** PROBLEM TO SOLVE **
Copy every line of the data that includes the string "React".
+ + + +
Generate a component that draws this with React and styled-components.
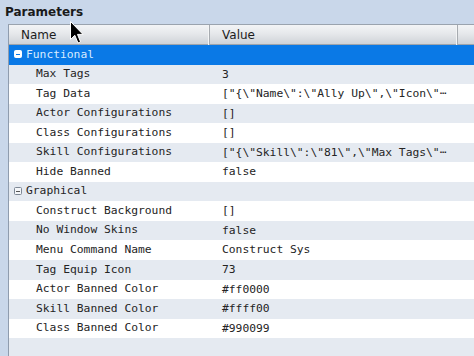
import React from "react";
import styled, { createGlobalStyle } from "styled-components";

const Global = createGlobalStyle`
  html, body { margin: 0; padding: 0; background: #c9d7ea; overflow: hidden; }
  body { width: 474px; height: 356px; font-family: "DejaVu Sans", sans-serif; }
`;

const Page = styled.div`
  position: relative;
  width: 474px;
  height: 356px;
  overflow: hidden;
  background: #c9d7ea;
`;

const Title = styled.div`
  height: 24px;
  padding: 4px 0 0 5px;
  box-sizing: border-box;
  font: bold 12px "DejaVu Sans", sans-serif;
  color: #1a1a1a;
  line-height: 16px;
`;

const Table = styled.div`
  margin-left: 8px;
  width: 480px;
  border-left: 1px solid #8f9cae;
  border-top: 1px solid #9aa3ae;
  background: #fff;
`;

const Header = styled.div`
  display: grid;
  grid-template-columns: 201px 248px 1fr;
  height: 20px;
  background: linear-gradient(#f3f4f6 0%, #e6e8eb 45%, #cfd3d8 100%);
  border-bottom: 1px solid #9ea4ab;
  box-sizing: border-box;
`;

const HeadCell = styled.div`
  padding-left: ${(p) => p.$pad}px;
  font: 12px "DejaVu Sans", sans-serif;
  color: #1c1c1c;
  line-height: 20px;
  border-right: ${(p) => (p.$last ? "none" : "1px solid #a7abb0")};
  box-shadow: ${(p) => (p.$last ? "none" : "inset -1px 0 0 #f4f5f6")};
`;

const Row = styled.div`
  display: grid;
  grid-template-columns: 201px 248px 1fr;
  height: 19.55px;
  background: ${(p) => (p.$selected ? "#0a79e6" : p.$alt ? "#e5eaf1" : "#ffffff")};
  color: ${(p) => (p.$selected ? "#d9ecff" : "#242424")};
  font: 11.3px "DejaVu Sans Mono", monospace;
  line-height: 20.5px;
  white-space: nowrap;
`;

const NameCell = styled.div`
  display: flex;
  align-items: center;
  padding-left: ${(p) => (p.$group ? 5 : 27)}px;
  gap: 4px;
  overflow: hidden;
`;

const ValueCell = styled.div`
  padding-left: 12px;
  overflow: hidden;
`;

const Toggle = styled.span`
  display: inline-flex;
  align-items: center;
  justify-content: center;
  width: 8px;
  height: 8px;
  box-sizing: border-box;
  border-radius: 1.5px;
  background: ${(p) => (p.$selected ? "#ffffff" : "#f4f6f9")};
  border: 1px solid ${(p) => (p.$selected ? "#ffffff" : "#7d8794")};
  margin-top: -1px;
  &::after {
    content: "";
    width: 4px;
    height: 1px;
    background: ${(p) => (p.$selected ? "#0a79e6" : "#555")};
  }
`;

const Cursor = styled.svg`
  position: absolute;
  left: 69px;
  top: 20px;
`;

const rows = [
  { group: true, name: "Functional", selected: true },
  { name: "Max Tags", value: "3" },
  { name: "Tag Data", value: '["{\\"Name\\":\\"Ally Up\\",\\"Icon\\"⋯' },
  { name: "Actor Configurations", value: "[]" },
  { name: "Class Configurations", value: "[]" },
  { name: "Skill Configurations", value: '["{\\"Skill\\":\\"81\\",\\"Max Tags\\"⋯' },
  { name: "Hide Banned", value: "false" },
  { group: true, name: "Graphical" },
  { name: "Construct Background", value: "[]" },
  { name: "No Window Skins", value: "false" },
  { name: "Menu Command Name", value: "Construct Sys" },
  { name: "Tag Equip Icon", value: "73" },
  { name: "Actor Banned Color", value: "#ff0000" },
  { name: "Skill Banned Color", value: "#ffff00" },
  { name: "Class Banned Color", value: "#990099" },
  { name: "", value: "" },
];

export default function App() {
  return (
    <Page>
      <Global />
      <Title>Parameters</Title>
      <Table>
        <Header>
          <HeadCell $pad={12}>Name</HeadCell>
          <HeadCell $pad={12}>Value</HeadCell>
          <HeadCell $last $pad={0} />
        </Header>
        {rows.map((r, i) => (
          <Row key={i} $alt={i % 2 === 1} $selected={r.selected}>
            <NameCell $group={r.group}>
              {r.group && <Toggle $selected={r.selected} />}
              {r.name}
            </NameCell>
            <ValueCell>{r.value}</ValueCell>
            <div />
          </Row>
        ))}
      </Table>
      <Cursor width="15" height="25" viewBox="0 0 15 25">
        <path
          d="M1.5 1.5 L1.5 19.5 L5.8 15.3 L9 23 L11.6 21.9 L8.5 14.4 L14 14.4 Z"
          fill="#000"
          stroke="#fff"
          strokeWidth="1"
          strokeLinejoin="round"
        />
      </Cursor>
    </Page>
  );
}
+ + + +
** SOLUTION FOR THIS PROBLEM **
Generate a component that draws this with React and styled-components.
import React from "react";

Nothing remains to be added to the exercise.